◆ **TASK OBJECTIVE**: Repeat, exactly and in full, the lines of the listing below, but without any pictures.

◆ **GIVEN DATA**:
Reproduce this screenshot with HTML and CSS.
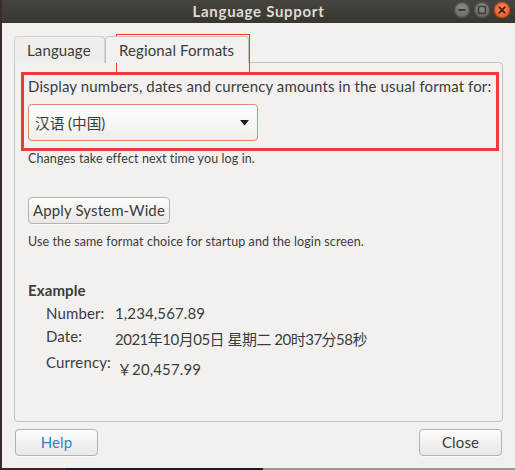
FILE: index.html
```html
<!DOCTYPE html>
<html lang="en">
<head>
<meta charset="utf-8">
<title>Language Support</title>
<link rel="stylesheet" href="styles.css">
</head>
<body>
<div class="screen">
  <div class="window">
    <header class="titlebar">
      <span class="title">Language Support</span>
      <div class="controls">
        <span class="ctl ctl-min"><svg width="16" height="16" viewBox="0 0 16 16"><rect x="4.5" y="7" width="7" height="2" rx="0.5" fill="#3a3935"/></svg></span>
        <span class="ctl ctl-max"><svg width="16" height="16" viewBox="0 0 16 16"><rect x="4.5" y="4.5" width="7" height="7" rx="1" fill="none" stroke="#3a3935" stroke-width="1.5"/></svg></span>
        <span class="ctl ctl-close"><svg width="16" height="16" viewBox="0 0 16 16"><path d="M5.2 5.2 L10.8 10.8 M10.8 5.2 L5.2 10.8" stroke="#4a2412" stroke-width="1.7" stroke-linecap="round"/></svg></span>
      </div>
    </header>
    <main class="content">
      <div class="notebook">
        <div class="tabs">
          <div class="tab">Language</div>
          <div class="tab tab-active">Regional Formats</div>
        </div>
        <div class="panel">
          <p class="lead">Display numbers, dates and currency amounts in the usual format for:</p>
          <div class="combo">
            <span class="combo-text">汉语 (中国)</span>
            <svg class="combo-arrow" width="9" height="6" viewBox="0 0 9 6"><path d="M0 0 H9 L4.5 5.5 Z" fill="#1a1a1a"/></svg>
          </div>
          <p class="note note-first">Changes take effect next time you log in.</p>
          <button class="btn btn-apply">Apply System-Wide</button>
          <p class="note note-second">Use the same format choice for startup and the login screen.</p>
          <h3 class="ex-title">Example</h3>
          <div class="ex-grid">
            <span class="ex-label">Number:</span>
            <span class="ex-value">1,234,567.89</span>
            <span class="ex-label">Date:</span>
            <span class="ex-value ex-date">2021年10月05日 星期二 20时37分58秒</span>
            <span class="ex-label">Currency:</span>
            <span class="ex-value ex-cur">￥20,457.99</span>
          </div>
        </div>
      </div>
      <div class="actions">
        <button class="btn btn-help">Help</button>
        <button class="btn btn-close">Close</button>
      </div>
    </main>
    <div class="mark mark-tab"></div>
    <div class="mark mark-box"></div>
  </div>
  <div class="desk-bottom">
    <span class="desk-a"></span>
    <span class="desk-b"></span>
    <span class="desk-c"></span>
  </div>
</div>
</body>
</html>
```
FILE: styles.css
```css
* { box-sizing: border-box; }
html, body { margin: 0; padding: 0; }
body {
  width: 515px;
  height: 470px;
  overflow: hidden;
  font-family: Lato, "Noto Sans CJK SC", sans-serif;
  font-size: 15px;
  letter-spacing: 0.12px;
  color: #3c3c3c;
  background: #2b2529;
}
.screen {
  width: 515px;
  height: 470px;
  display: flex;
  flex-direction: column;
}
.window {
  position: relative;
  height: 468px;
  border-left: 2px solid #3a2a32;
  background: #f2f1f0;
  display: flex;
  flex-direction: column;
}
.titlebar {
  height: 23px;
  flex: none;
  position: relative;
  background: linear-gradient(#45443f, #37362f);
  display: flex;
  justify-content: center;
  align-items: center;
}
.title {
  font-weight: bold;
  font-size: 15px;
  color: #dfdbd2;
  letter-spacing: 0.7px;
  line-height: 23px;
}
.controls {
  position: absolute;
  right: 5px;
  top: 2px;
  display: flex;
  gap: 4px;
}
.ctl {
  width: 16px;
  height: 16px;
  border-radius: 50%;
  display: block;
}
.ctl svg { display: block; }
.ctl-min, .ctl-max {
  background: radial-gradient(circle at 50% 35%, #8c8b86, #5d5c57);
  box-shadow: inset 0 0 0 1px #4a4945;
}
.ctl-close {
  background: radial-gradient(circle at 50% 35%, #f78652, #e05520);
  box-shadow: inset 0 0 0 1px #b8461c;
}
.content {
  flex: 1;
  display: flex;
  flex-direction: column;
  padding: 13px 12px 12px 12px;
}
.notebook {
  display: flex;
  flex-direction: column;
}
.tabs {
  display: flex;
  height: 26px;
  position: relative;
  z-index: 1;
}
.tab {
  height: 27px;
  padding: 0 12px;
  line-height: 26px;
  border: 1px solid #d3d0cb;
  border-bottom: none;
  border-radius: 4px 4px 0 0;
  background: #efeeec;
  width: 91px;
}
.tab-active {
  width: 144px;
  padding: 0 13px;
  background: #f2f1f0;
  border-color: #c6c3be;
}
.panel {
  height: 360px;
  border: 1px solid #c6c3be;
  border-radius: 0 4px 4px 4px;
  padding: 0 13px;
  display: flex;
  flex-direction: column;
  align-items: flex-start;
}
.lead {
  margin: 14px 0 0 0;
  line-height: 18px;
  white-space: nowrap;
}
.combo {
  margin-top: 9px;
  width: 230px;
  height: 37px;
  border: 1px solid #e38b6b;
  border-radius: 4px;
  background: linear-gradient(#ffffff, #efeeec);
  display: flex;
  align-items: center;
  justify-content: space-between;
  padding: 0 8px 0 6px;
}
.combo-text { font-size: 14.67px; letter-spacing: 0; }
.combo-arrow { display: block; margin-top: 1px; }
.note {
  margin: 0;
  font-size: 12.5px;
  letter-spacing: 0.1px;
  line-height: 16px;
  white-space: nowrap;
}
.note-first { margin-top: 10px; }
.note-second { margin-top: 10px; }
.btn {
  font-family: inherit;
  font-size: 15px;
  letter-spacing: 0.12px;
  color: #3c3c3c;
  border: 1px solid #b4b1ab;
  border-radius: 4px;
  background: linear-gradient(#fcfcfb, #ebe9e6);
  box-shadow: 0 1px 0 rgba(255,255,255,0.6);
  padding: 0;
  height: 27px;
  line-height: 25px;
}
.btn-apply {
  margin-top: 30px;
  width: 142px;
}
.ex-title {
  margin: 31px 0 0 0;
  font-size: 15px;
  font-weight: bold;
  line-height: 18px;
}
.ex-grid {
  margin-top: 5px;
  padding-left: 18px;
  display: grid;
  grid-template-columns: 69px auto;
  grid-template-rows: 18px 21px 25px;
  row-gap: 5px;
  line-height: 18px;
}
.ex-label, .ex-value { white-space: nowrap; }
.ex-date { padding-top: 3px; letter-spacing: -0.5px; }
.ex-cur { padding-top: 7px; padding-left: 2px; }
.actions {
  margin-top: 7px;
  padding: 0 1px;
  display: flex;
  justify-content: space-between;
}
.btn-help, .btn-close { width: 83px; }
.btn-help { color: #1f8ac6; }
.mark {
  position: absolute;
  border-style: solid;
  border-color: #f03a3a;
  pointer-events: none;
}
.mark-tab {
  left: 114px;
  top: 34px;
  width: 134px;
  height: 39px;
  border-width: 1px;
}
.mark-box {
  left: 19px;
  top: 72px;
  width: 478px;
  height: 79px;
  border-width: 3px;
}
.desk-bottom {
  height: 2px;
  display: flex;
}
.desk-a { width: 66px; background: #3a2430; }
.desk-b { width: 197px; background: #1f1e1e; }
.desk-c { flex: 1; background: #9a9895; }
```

◆ **IN RESPONSE**:
Reproduce this screenshot with HTML and CSS.
FILE: index.html
```html
<!DOCTYPE html>
<html lang="en">
<head>
<meta charset="utf-8">
<title>Language Support</title>
<link rel="stylesheet" href="styles.css">
</head>
<body>
<div class="screen">
  <div class="window">
    <header class="titlebar">
      <span class="title">Language Support</span>
      <div class="controls">
        <span class="ctl ctl-min"><svg width="16" height="16" viewBox="0 0 16 16"><rect x="4.5" y="7" width="7" height="2" rx="0.5" fill="#3a3935"/></svg></span>
        <span class="ctl ctl-max"><svg width="16" height="16" viewBox="0 0 16 16"><rect x="4.5" y="4.5" width="7" height="7" rx="1" fill="none" stroke="#3a3935" stroke-width="1.5"/></svg></span>
        <span class="ctl ctl-close"><svg width="16" height="16" viewBox="0 0 16 16"><path d="M5.2 5.2 L10.8 10.8 M10.8 5.2 L5.2 10.8" stroke="#4a2412" stroke-width="1.7" stroke-linecap="round"/></svg></span>
      </div>
    </header>
    <main class="content">
      <div class="notebook">
        <div class="tabs">
          <div class="tab">Language</div>
          <div class="tab tab-active">Regional Formats</div>
        </div>
        <div class="panel">
          <p class="lead">Display numbers, dates and currency amounts in the usual format for:</p>
          <div class="combo">
            <span class="combo-text">汉语 (中国)</span>
            <svg class="combo-arrow" width="9" height="6" viewBox="0 0 9 6"><path d="M0 0 H9 L4.5 5.5 Z" fill="#1a1a1a"/></svg>
          </div>
          <p class="note note-first">Changes take effect next time you log in.</p>
          <button class="btn btn-apply">Apply System-Wide</button>
          <p class="note note-second">Use the same format choice for startup and the login screen.</p>
          <h3 class="ex-title">Example</h3>
          <div class="ex-grid">
            <span class="ex-label">Number:</span>
            <span class="ex-value">1,234,567.89</span>
            <span class="ex-label">Date:</span>
            <span class="ex-value ex-date">2021年10月05日 星期二 20时37分58秒</span>
            <span class="ex-label">Currency:</span>
            <span class="ex-value ex-cur">￥20,457.99</span>
          </div>
        </div>
      </div>
      <div class="actions">
        <button class="btn btn-help">Help</button>
        <button class="btn btn-close">Close</button>
      </div>
    </main>
    <div class="mark mark-tab"></div>
    <div class="mark mark-box"></div>
  </div>
  <div class="desk-bottom">
    <span class="desk-a"></span>
    <span class="desk-b"></span>
    <span class="desk-c"></span>
  </div>
</div>
</body>
</html>
```
FILE: styles.css
```css
* { box-sizing: border-box; }
html, body { margin: 0; padding: 0; }
body {
  width: 515px;
  height: 470px;
  overflow: hidden;
  font-family: Lato, "Noto Sans CJK SC", sans-serif;
  font-size: 15px;
  letter-spacing: 0.12px;
  color: #3c3c3c;
  background: #2b2529;
}
.screen {
  width: 515px;
  height: 470px;
  display: flex;
  flex-direction: column;
}
.window {
  position: relative;
  height: 468px;
  border-left: 2px solid #3a2a32;
  background: #f2f1f0;
  display: flex;
  flex-direction: column;
}
.titlebar {
  height: 23px;
  flex: none;
  position: relative;
  background: linear-gradient(#45443f, #37362f);
  display: flex;
  justify-content: center;
  align-items: center;
}
.title {
  font-weight: bold;
  font-size: 15px;
  color: #dfdbd2;
  letter-spacing: 0.7px;
  line-height: 23px;
}
.controls {
  position: absolute;
  right: 5px;
  top: 2px;
  display: flex;
  gap: 4px;
}
.ctl {
  width: 16px;
  height: 16px;
  border-radius: 50%;
  display: block;
}
.ctl svg { display: block; }
.ctl-min, .ctl-max {
  background: radial-gradient(circle at 50% 35%, #8c8b86, #5d5c57);
  box-shadow: inset 0 0 0 1px #4a4945;
}
.ctl-close {
  background: radial-gradient(circle at 50% 35%, #f78652, #e05520);
  box-shadow: inset 0 0 0 1px #b8461c;
}
.content {
  flex: 1;
  display: flex;
  flex-direction: column;
  padding: 13px 12px 12px 12px;
}
.notebook {
  display: flex;
  flex-direction: column;
}
.tabs {
  display: flex;
  height: 26px;
  position: relative;
  z-index: 1;
}
.tab {
  height: 27px;
  padding: 0 12px;
  line-height: 26px;
  border: 1px solid #d3d0cb;
  border-bottom: none;
  border-radius: 4px 4px 0 0;
  background: #efeeec;
  width: 91px;
}
.tab-active {
  width: 144px;
  padding: 0 13px;
  background: #f2f1f0;
  border-color: #c6c3be;
}
.panel {
  height: 360px;
  border: 1px solid #c6c3be;
  border-radius: 0 4px 4px 4px;
  padding: 0 13px;
  display: flex;
  flex-direction: column;
  align-items: flex-start;
}
.lead {
  margin: 14px 0 0 0;
  line-height: 18px;
  white-space: nowrap;
}
.combo {
  margin-top: 9px;
  width: 230px;
  height: 37px;
  border: 1px solid #e38b6b;
  border-radius: 4px;
  background: linear-gradient(#ffffff, #efeeec);
  display: flex;
  align-items: center;
  justify-content: space-between;
  padding: 0 8px 0 6px;
}
.combo-text { font-size: 14.67px; letter-spacing: 0; }
.combo-arrow { display: block; margin-top: 1px; }
.note {
  margin: 0;
  font-size: 12.5px;
  letter-spacing: 0.1px;
  line-height: 16px;
  white-space: nowrap;
}
.note-first { margin-top: 10px; }
.note-second { margin-top: 10px; }
.btn {
  font-family: inherit;
  font-size: 15px;
  letter-spacing: 0.12px;
  color: #3c3c3c;
  border: 1px solid #b4b1ab;
  border-radius: 4px;
  background: linear-gradient(#fcfcfb, #ebe9e6);
  box-shadow: 0 1px 0 rgba(255,255,255,0.6);
  padding: 0;
  height: 27px;
  line-height: 25px;
}
.btn-apply {
  margin-top: 30px;
  width: 142px;
}
.ex-title {
  margin: 31px 0 0 0;
  font-size: 15px;
  font-weight: bold;
  line-height: 18px;
}
.ex-grid {
  margin-top: 5px;
  padding-left: 18px;
  display: grid;
  grid-template-columns: 69px auto;
  grid-template-rows: 18px 21px 25px;
  row-gap: 5px;
  line-height: 18px;
}
.ex-label, .ex-value { white-space: nowrap; }
.ex-date { padding-top: 3px; letter-spacing: -0.5px; }
.ex-cur { padding-top: 7px; padding-left: 2px; }
.actions {
  margin-top: 7px;
  padding: 0 1px;
  display: flex;
  justify-content: space-between;
}
.btn-help, .btn-close { width: 83px; }
.btn-help { color: #1f8ac6; }
.mark {
  position: absolute;
  border-style: solid;
  border-color: #f03a3a;
  pointer-events: none;
}
.mark-tab {
  left: 114px;
  top: 34px;
  width: 134px;
  height: 39px;
  border-width: 1px;
}
.mark-box {
  left: 19px;
  top: 72px;
  width: 478px;
  height: 79px;
  border-width: 3px;
}
.desk-bottom {
  height: 2px;
  display: flex;
}
.desk-a { width: 66px; background: #3a2430; }
.desk-b { width: 197px; background: #1f1e1e; }
.desk-c { flex: 1; background: #9a9895; }
```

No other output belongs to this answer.